Once considered a studio that could do no wrong, RGG has had several missteps in recent memory that have turned many against it, such as the removal of trans-related quests and including an actor in its game who had been found guilty of sexual misconduct because he seems like a “creep”.
Second, the circumstances surrounding Mifune’s appearance are much less immediately recognizable as unsavory. His likeness is managed by the company he himself set up, Mifune Productions, and there are no ongoing concerns about its management. Additionally, the way he is used, as an actor portraying a role in a piece of media, does not aim to reveal some truth about Mifune as a person, past or present.
Finally, while Tupac Shakur died from gang violence and is now set to appear in a game about it, Mifune’s passing was unrelated to the material at hand. No violence had been brought upon Mifune, and the exploitative aspects ring differently when put against the history of photographic and commercial exploitation of violence against black people. Mifune was not cut down with a katana in the streets of Tokyo, only to then have his digital clone puppeteered in a game about human murders via katana.
Despite Mifune’s appearance being comparatively more agreeable, I argue against both. It is worth considering letting the dead rest; directing these dead bodies to express things to our liking feels ghoulish, especially when they deal with subjects so close to their own personal experiences. These methodologies are inherently exploitative, particularly when the deceased were never consulted in the first place.

Toshiro Mifune's likeness as it appears in Onimusha: Way of the Sword.
Such efforts to recreate the deceased in this way are distasteful in the same ways AI Companions wearing the skin of a dead loved ones are repugnant. There’s just something unnerving about taking the faces and histories of those who can no longer advocate for themselves and using them to our own perverse ends. It goes beyond simple memorialization. When companies like 2wai and the now-defunct Eternime compile replicas of our deceased loved ones, they are looking to monetize our pain, regurgitating their likeness to appeal to our longing for connection.
In Laura Parker’s New Yorker article How to Become Virtually Immortal, she writes
“For the time being, it seems that Eterni.me’s appeal is more philosophical than practical. “A hundred years down the track you might not only be able to talk to your mom who died a year ago, but to your grandmother who died when you were sixteen, and your great-grandmother who died before you was born,” Susan Bluck, a psychology professor at the University of Florida, said. “So it means that we could, in some way, forge relations with ancestors who lived and died well before our own lifetime.””
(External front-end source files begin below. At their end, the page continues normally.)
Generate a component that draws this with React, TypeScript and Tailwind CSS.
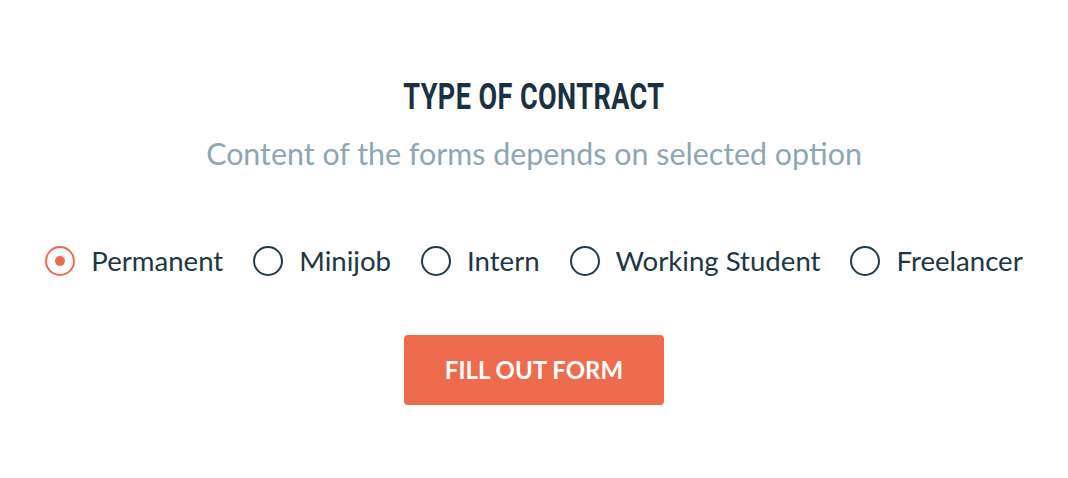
import React, { useState } from "react";

const options = ["Permanent", "Minijob", "Intern", "Working Student", "Freelancer"];

export default function App() {
  const [selected, setSelected] = useState("Permanent");
  return (
    <div className="w-[1068px] h-[478px] bg-white flex flex-col items-center pt-[78px] font-['Lato',sans-serif]">
      <h1 className="font-['Roboto',sans-serif] font-bold text-[37px] leading-[37px] text-[#1b3142] uppercase tracking-[0.6px] scale-x-[0.73] whitespace-nowrap">
        Type of Contract
      </h1>
      <p className="mt-[20px] text-[30.4px] leading-[36px] text-[#8fa6b3] whitespace-nowrap">
        Content of the forms depends on selected option
      </p>
      <div className="mt-[75px] flex items-center gap-[30px]">
        {options.map((o) => {
          const active = o === selected;
          return (
            <label
              key={o}
              className="flex items-center gap-[16px] cursor-pointer"
              onClick={() => setSelected(o)}
            >
              <span
                className={`w-[30px] h-[30px] rounded-full border-2 flex items-center justify-center ${
                  active ? "border-[#ee6c4d]" : "border-[#1f3a4a]"
                }`}
              >
                {active && <span className="w-[10px] h-[10px] rounded-full bg-[#ee6c4d]" />}
              </span>
              <span className="text-[27.6px] leading-[30px] text-[#1d3646] whitespace-nowrap">{o}</span>
            </label>
          );
        })}
      </div>
      <button className="mt-[59px] w-[260px] h-[70px] rounded-[4px] bg-[#ee6c4d] text-white font-bold text-[24px] uppercase">
        Fill out form
      </button>
    </div>
  );
}
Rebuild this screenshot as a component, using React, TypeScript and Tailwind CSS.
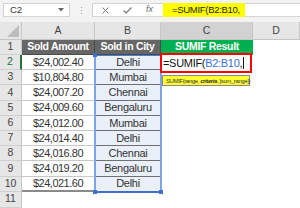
import React from 'react';

const FONT = '"Liberation Sans", Arial, sans-serif';

const DATA: [string, string][] = [
  ['$24,002.40', 'Delhi'],
  ['$10,804.80', 'Mumbai'],
  ['$24,007.20', 'Chennai'],
  ['$24,009.60', 'Bengaluru'],
  ['$24,012.00', 'Mumbai'],
  ['$24,014.40', 'Delhi'],
  ['$24,016.80', 'Chennai'],
  ['$24,019.20', 'Bengaluru'],
  ['$24,021.60', 'Delhi'],
];

function FormulaBar() {
  return (
    <div className="flex h-[22px] items-start bg-[#f3f3f3] pt-[3px]">
      <div className="ml-[3px] flex h-[14px] w-[67px] items-center justify-between border border-[#d4d4d4] bg-white pl-[6px] pr-[5px]">
        <span className="text-[9.5px] text-[#333]">C2</span>
        <svg width="6" height="4" viewBox="0 0 6 4">
          <polygon points="0,0 6,0 3,3.5" fill="#666" />
        </svg>
      </div>
      <div className="flex h-[14px] w-[22px] flex-col items-center justify-center gap-[2px]">
        <span className="h-[1px] w-[1px] bg-[#999]" />
        <span className="h-[1px] w-[1px] bg-[#999]" />
        <span className="h-[1px] w-[1px] bg-[#999]" />
      </div>
      <div className="flex h-[14px] flex-1 items-center border-y border-l border-[#d4d4d4] bg-white">
        <div className="flex w-[70px] items-center">
          <svg className="ml-[9px]" width="7" height="7" viewBox="0 0 7 7">
            <path d="M0.5 0.5 L6.5 6.5 M6.5 0.5 L0.5 6.5" stroke="#777" strokeWidth="1" />
          </svg>
          <svg className="ml-[14px]" width="9" height="7" viewBox="0 0 9 7">
            <path d="M0.5 3.5 L3.2 6 L8.5 0.5" stroke="#777" strokeWidth="1.2" fill="none" />
          </svg>
          <span className="ml-[14px] text-[9px] italic text-[#666]">fx</span>
        </div>
        <div className="flex h-[14px] w-[82px] items-center bg-[#ffff00] pl-[9px] text-[9.5px] tracking-[-0.3px] whitespace-nowrap text-[#222]">
          =SUMIF(B2:B10,
        </div>
      </div>
    </div>
  );
}

function ColHeader({ label, w, active }: { label: string; w: string; active?: boolean }) {
  return (
    <div
      className={`flex items-center justify-center border-r border-b border-[#c6c6c6] text-[10.5px] text-[#444] ${w} ${
        active ? 'bg-[#d2d2d2]' : 'bg-[#e6e6e6]'
      }`}
    >
      {label}
    </div>
  );
}

function RowHeader({ n, active, h }: { n: number; active?: boolean; h: string }) {
  return (
    <div
      className={`flex w-[22px] shrink-0 items-center justify-center border-b border-[#d0d0d0] bg-[#e6e6e6] text-[10.5px] ${h} ${
        active ? 'border-r-2 border-r-[#217346] text-[#217346]' : 'border-r border-r-[#c6c6c6] text-[#444]'
      }`}
    >
      {n}
    </div>
  );
}

export default function App() {
  return (
    <div className="h-[208px] w-[300px] overflow-hidden bg-white" style={{ fontFamily: FONT }}>
      <FormulaBar />
      <div className="relative">
        <div className="flex h-[18px]">
          <div className="relative w-[22px] border-r border-b border-[#c6c6c6] bg-[#e6e6e6]">
            <svg className="absolute right-[2px] bottom-[2px]" width="12" height="12" viewBox="0 0 12 12">
              <polygon points="12,0 12,12 0,12" fill="#bdbdbd" />
            </svg>
          </div>
          <ColHeader label="A" w="w-[73px]" />
          <ColHeader label="B" w="w-[66px]" />
          <ColHeader label="C" w="w-[92px]" active />
          <ColHeader label="D" w="w-[47px]" />
        </div>

        <div className="flex h-[15px]">
          <RowHeader n={1} h="h-[15px]" />
          <div className="flex w-[73px] items-center justify-center border-r border-b border-[#4a4a4a] bg-[#666666] text-[10.5px] font-bold tracking-[-0.3px] whitespace-nowrap text-white">
            Sold Amount
          </div>
          <div className="flex w-[66px] items-center justify-center border-r border-b border-[#4a4a4a] bg-[#666666] text-[10.5px] font-bold tracking-[-0.3px] whitespace-nowrap text-white">
            Sold in City
          </div>
          <div className="flex w-[92px] items-center justify-center border-b border-[#0a8a40] bg-[#00b050] text-[10.5px] font-bold tracking-[-0.3px] whitespace-nowrap text-white">
            SUMIF Result
          </div>
        </div>

        {DATA.map(([amount, city], i) => (
          <div key={i} className="flex h-[15.2px]">
            <RowHeader n={i + 2} active={i === 0} h="h-[15.2px]" />
            <div
              className={`flex w-[73px] items-center justify-center border-r border-[#bfbfbf] text-[11px] tracking-[-0.5px] whitespace-nowrap text-[#333] ${
                i === DATA.length - 1 ? 'border-b-2 border-b-[#8a8a8a]' : 'border-b border-b-[#c8c8c8]'
              }`}
            >
              {amount}
            </div>
            <div className="flex w-[66px] items-center justify-center border-b border-[#707070] bg-[#eaf0fa] text-[11px] tracking-[-0.3px] whitespace-nowrap text-[#333]">
              {city}
            </div>
            <div className="w-[92px]" />
          </div>
        ))}

        <div className="flex h-[16px]">
          <RowHeader n={11} h="h-[16px]" />
        </div>

        {/* range highlight B2:B10 */}
        <div className="pointer-events-none absolute top-[33px] left-[94px] h-[138px] w-[68px] border-x-2 border-t border-b-2 border-x-[#7ea3e8] border-t-[#4a7fd6] border-b-[#3f6fc8]" />
        <div className="absolute top-[31px] left-[93px] h-[4px] w-[4px] bg-[#3f6fc8]" />
        <div className="absolute top-[168px] left-[93px] h-[4px] w-[4px] bg-[#3f6fc8]" />
        <div className="absolute top-[168px] left-[159px] h-[4px] w-[4px] bg-[#3f6fc8]" />

        {/* cell editor C2 */}
        <div className="absolute top-[31px] left-[160px] flex h-[20px] w-[92px] items-center border-2 border-[#ff0000] bg-white pl-[1px] text-[11px] tracking-[-0.3px] whitespace-nowrap text-[#111]">
          =SUMIF(<span className="text-[#3b6fd1]">B2:B10</span>,
          <span className="ml-[1px] h-[12px] w-[1px] bg-[#111]" />
        </div>

        {/* function tooltip */}
        <div className="absolute top-[53px] left-[162px] flex h-[11px] w-[88px] items-center border border-[#8a8a8a] bg-[#ffff33] pl-[3px] text-[6px] leading-none tracking-[-0.4px] whitespace-nowrap text-[#333]">
          SUMIF(range,&nbsp;<b>criteria</b>,&nbsp;[sum_range])
        </div>
      </div>
    </div>
  );
}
But these facsimiles are not the ones we cherish; they hold none of the hopes, dreams, skills, beliefs, or love in their hearts. The corporations that make these doppelgangers prey on and commodify those who cannot advocate for themselves, just as much as they prey on those who retain memory of the lost. They are simply replicas meant to extract capital from the living by donning the visage of the dead. And while Tupac Shakurs’s inclusion in Stranger Than Heaven is by no means the first or most prominent digital recreation of a deceased person, its connections to historical black exploitation and closeness to the circumstances surrounding his death carry their own weight in its reception.